Yo fío en ese cielo, cuyos astros perennes



me envían sus mensajes como antes a mis padres,



y no sé de otra duda que tanto me confunda,



ni de amor más intenso para guardarme puro.



Las antiguas creencias son mi pan cotidiano,



Bendigo su esperanza y el que quieran salvarme,



en mi ser más profundo creo lo que creían.








Ese cielo y esas creencias son las de la urbs in ruris como él llamaba a Ávila, bien coronada de defensas, como muestra a la ciudad en sus Poemas sueltos:








Sobre Ávila se yergue el castillo almenado,



nido actual de cigüeñas y antes de altivas almas;



aún desde la abadía que se abre sobre el valle



redoblan las campanas por cuantos nos dejaron. (1)








(1) (La traducción de todos los versos citados es de José María Alonso Gamo)



Y entonces se evoca, en todo esto, lo que fue su pueblo natal, para Heidegger, como dice Ernst Nölte:«Messkirche puede ser, de hecho, un mejor punto de partida para el filosofar contemporáneo que NuevaYork».








Porque no es que Santayana haya hecho de Ávila lo que Joyce hizo de Dublin o Musil de Viena; lo que importa ver con los ojos con los que estamos mirando el mundo –nos dice en resumen– es que no podemos escapar a los tópicos de Ávila por la sencilla razón de que nos recogen y amparan.

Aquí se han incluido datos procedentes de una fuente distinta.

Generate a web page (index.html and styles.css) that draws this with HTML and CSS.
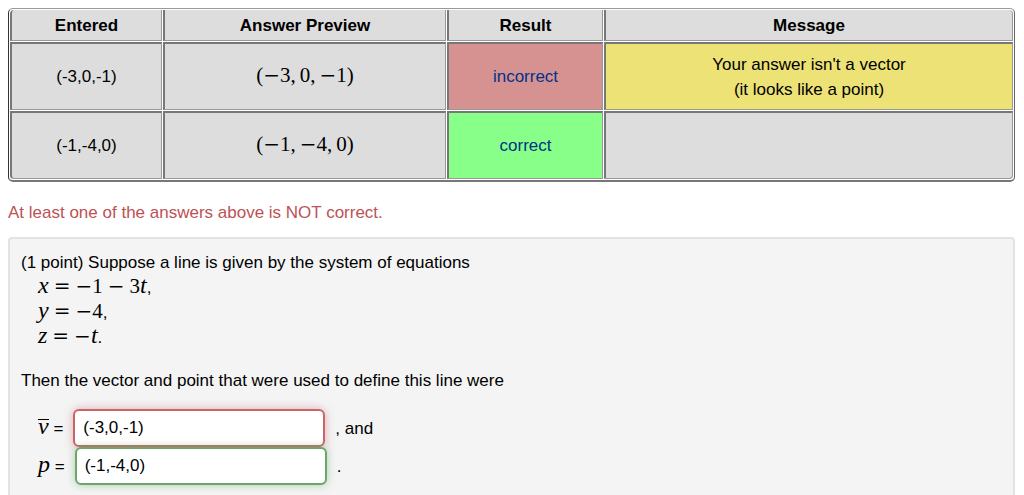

Nos recoge el frío y nos ampara el espesor de esos muros en gran parte bizantinos y que han hecho pared con antiguos nichos columbarios o doloridas laudas romanas.  



El mundo ha sido siempre como un pañuelo, y hay ciudades como ésta de Ávila donde ese mundo cabe, y todavía puede nombrarse. Y luego resuena, como la flauta que los niños tocan en la plaza en el lacerante responso de un músico que también recapitula mundos como Tomás Luis de Victoria, niño de coro en la catedral de esta ciudad, y de cuya muerte hace ahora, en estos días que escribo, cuatrocientos años. Como quien dice ayer por la mañana, como la caída de Constantinopla. Y para dejarnos, como entonces,tan melancólicos y tan sobreaviso de toda pequeña esperanza.